▼

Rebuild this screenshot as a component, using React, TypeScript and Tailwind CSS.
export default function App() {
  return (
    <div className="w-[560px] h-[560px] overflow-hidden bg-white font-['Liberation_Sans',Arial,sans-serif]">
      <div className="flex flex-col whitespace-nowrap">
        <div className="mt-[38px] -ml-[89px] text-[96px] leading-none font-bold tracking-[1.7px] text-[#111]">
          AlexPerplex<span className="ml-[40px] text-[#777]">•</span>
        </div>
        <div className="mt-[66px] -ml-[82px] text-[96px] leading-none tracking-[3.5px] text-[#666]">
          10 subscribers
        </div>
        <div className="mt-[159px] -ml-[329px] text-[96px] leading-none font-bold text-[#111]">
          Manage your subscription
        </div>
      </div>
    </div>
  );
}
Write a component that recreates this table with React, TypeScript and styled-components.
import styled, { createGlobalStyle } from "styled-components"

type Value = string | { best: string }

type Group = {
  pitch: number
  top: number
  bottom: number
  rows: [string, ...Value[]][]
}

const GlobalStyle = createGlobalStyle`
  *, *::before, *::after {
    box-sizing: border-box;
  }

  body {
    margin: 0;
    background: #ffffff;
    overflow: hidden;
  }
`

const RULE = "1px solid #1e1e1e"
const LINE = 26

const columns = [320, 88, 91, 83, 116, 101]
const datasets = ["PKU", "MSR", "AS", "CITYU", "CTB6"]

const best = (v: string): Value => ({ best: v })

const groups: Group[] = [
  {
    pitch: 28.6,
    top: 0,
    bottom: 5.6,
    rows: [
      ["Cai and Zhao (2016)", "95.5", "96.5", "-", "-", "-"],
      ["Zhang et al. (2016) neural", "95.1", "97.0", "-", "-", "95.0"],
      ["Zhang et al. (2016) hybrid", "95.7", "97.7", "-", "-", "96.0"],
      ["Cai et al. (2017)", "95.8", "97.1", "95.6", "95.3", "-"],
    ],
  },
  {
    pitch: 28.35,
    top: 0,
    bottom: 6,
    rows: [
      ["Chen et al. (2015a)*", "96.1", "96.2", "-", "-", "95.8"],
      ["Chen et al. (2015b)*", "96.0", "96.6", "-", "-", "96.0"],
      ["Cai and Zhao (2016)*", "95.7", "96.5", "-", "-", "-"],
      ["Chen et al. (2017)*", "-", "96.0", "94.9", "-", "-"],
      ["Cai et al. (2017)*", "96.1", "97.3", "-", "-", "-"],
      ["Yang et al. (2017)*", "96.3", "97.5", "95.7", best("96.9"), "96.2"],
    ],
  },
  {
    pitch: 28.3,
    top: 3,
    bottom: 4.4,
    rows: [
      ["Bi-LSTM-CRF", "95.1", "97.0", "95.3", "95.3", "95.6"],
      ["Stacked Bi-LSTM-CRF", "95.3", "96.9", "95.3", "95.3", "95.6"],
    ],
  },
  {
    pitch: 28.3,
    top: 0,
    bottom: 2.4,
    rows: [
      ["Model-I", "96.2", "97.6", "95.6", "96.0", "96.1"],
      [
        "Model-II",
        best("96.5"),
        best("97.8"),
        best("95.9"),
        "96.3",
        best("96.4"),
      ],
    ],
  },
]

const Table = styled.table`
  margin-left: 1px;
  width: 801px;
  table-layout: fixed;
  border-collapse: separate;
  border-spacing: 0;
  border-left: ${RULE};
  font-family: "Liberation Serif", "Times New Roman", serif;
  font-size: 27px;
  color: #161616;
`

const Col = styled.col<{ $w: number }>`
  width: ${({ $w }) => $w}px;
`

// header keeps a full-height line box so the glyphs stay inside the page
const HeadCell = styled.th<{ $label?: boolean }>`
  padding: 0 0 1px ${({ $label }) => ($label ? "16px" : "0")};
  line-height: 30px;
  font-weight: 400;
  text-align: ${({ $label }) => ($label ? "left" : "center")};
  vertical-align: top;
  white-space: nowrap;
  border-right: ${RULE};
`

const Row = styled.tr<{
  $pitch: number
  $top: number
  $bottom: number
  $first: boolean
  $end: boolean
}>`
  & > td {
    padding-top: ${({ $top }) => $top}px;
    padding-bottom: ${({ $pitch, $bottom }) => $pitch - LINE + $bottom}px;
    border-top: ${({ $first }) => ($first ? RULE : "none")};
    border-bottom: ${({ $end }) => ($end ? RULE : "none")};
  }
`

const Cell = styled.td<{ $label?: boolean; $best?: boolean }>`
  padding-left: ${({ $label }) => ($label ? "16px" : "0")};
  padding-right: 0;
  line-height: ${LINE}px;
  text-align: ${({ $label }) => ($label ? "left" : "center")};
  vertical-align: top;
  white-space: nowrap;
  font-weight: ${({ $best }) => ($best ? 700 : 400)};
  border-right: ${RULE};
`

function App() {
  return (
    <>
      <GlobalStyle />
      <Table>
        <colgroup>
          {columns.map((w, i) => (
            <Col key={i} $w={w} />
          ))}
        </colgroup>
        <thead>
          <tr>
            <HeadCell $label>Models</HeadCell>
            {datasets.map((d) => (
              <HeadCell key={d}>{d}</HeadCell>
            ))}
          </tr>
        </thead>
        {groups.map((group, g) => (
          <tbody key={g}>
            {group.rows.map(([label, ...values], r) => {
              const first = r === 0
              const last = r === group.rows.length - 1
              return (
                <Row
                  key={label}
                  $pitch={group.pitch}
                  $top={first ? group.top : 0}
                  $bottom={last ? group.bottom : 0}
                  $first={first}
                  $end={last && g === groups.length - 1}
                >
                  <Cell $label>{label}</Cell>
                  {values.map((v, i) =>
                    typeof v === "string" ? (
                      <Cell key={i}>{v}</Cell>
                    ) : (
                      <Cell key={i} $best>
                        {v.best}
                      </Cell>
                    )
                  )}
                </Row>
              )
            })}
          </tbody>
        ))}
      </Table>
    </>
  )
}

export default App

▲

# TASK DIRECTIONS
Repeat exactly the lines from the one containing "Write a component" to the one containing "const best = (v: string): Value", both lines included, and nothing else.

# RESULT
Write a component that recreates this table with React, TypeScript and styled-components.
import styled, { createGlobalStyle } from "styled-components"

type Value = string | { best: string }

type Group = {
  pitch: number
  top: number
  bottom: number
  rows: [string, ...Value[]][]
}

const GlobalStyle = createGlobalStyle`
  *, *::before, *::after {
    box-sizing: border-box;
  }

  body {
    margin: 0;
    background: #ffffff;
    overflow: hidden;
  }
`

const RULE = "1px solid #1e1e1e"
const LINE = 26

const columns = [320, 88, 91, 83, 116, 101]
const datasets = ["PKU", "MSR", "AS", "CITYU", "CTB6"]

const best = (v: string): Value => ({ best: v })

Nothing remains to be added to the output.